The second half of the month brought another change. Due to rising Corona case numbers, 95% among international language students at the beginning, the Maltese government decided to completely close all language schools within two days. Many students left immediately and for those who stayed we switched to online classes.

This was a very different experience. Here I supervised between five and eight students in the virtual class. This allowed me to be much more personal and individual with the students. On the other hand, the campus of the language school didn’t offer the best internet connection, so we constantly had to deal with technical difficulties and disconnections. The students couldn’t turn on their cameras and I very often spoke into a black box without really knowing whether and how my words were being received at all. Additionally, I was not quite able to go through my rhetoric, articulation and acting training online, which I felt as a loss for me and my students. Furthermore, more and more students left Malta earlier due to the restrictions, or were in quarantine themselves, resulting in an understandably tense mood. Because of this, I didn’t enjoy online teaching as much as I did the face-to-face lessons before.

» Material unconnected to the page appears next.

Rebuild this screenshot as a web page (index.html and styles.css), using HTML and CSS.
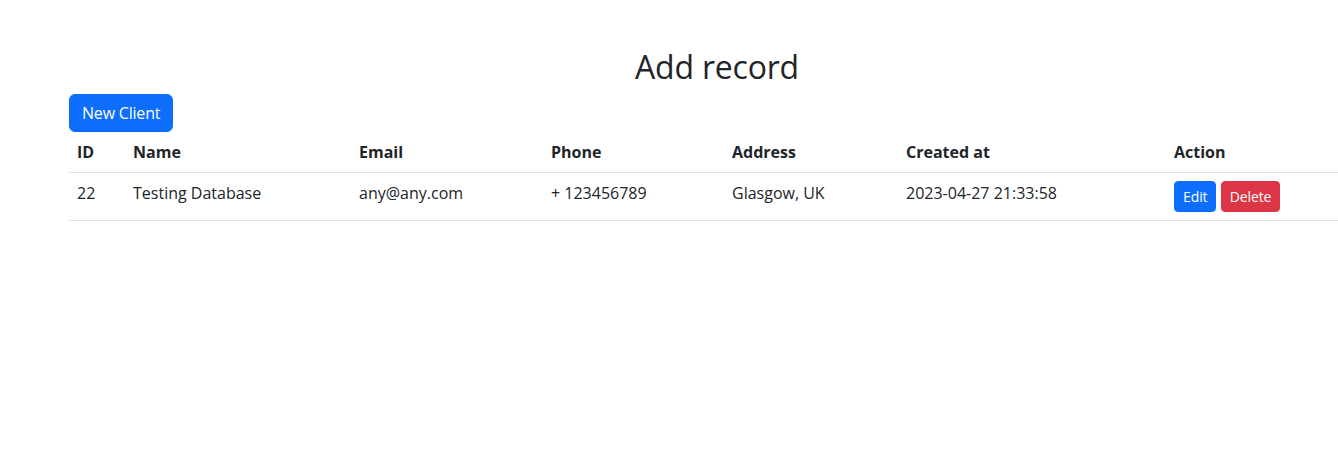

The preparations for the lessons always cost me a lot of time. I usually worked until about 11 p.m. every day, including an entire day at the weekend, in order to meet my own demands and not to rely on presenting boring worksheets. Therefore, I did not experience much apart from work in July.

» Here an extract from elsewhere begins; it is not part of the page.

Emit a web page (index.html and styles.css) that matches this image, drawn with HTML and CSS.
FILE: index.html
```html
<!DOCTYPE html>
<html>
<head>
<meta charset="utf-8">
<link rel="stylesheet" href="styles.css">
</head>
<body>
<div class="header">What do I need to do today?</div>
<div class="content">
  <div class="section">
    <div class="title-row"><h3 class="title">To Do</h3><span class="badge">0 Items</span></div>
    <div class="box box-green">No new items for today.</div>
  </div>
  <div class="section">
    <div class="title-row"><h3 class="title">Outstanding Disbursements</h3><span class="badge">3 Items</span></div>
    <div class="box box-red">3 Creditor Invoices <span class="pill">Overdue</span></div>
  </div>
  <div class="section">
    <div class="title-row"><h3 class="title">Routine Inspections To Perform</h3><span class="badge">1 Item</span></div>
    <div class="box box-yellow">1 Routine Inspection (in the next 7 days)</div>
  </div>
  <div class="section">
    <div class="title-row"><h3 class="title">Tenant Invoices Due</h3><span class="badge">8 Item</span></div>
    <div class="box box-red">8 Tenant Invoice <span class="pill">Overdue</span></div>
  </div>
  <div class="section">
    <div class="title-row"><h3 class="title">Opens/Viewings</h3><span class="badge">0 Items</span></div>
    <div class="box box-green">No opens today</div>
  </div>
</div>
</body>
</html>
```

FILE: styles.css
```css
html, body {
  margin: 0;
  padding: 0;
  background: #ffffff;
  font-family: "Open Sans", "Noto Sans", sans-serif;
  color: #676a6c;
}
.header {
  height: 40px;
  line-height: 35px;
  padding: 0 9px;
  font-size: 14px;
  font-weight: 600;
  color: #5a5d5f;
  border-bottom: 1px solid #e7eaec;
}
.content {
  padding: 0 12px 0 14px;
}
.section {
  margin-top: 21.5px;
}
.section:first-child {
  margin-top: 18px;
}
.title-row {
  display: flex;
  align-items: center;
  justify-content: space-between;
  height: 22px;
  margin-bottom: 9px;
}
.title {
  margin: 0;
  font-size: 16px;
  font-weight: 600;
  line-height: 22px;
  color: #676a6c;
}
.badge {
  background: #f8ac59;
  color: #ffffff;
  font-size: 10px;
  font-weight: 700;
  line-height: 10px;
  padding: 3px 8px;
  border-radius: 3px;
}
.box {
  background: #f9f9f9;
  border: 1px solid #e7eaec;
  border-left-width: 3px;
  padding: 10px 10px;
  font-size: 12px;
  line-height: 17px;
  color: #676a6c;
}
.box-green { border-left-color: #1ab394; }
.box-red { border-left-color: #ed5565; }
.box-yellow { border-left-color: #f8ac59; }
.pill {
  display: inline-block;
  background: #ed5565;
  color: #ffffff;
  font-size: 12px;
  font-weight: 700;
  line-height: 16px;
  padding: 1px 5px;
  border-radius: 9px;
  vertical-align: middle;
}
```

For this reason, I was honestly somewhat relieved when the job as an English teacher ended at the end of July, because there were simply too few students left and thus no need for me any longer

Due to my busy July, I eventually decided to stay in Malta for one more month and to extend my part-time job for another four weeks. Since I wanted to change my flat another time and experience a bit more of a community, I was also looking for a flat again in July. But with more experience and a more relaxed attitude, finding a cool shared flat was much easier and quicker this time.

Malta Month 4: Like holiday!

My new flat-share turned out to be a lucky find. I now live with an Italian and a Frenchman who both work in the poker business. We were immediately on the same wavelength and Ivano, my Italian flatmate, integrated me directly into his circle of friends.

Apart from my work, I’m now devoting myself to my own projects like my blog again, but I also want to use the time to really enjoy Malta once more. Jogging along the nearby seafront, going out in Valletta, snorkelling for octopuses, going on day trips at the weekend – all this is on my agenda for August.

What happens after that? On September 1st, I fly back to Germany where, after a stopover in Berlin, I will stay in Dresden for two weeks to spend some time with my family and friends. My best friend recently became a father – if that’s not a reason to visit!

After that, I will probably move on to a next destination in Europe and wait there until Asia is open for visitors again. I am still in exchange with the school in Kathmandu where I would like to teach, so I haven’t given up on Asia yet.

Where will I go until then? I won’t plan that until the middle/end of August. So far, every country I’ve picked as my next destination had experienced a Covid surge followed by a temporary closure, so I’m not making any more long-term plans. When my decision is made, I will of course give a status update here!